The Maddermarket Theatre is a British theatre located in St. John's Alley in Norwich, Norfolk, England. It was founded in 1921 by Nugent Monck.

The theatre was originally built as a Roman Catholic chapel in 1794. In the nineteenth century it had been used as a baking soda factory, a grocery warehouse, and as a hall for the Salvation Army. It was small, the main body of the building measuring only forty by forty-six feet. However, a vaulted ceiling gave it excellent acoustics; more importantly, it already had galleries on three sides. The building was quickly converted by the Guild of Norwich Players from a state of near-dereliction into an Elizabethan style playhouse. Nugent Monck, the founder of the Guild of Norwich Players used to say it was a half scale model of the Fortune Theatre, although later scholars have suggested that Blackfriars Theatre would be a more accurate comparison.
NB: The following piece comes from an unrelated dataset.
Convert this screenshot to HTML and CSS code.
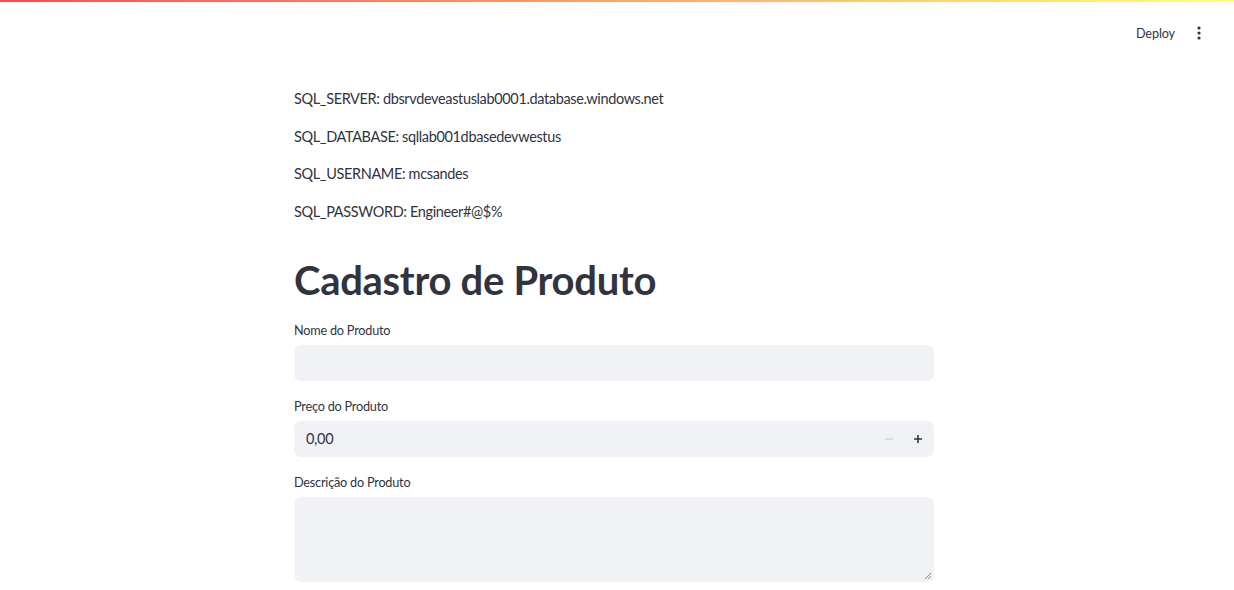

The Maddermarket Theatre opened in 1921 and was the first permanent recreation of an Elizabethan Theatre. The founder was Nugent Monck who had worked with William Poel. Poel was the first to restore Shakespeare's plays with the full text and to play them in the Elizabethan style without elaborate scenery.
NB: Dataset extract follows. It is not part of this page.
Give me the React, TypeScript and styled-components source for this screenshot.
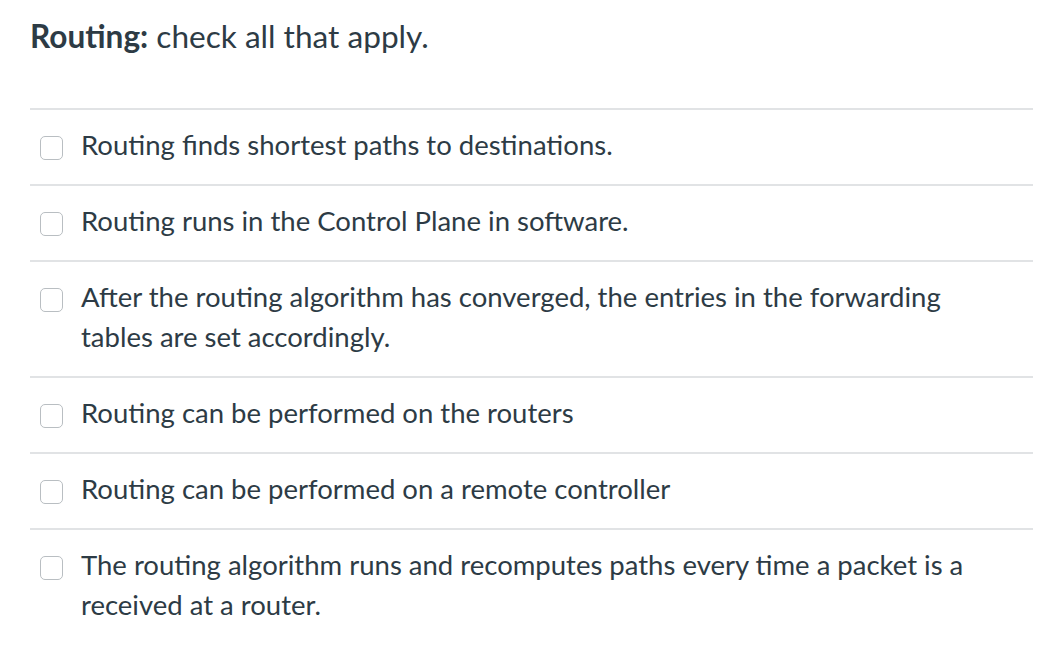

Monck founded the Norwich Players, an amateur dramatic society, in the early years of the Twentieth Century. They first performed in his house, then at the Music House in King Street. Their success led to him purchasing an eighteenth-century former Catholic chapel in St John Maddermarket in Norwich, which was converted into the Maddermarket Theatre in 1921. The conversion took six weeks to complete with actors rehearsing and then helping to decorate it. It was intended to build a thrust stage but the dimensions of the building and lack of funds resulted in an end-stage being constructed instead. The original form of the building was a rectangular space 40 feet (12 m) wide by 30 feet (9.1 m) long with a gallery running around three sides. The ceiling was in the form of a plaster barrel-vault which gave the building its remarkable acoustic properties.

The stage occupied nearly half the space. A pillared canopy was constructed from which to hang the painted curtains, which Monck used to effect very rapid scene changes. There was a gallery to the rear of the stage and two entrance doors either side of the stage, the two downstage ones being under the side galleries. All of these features are still in place today, although often covered by modern sets.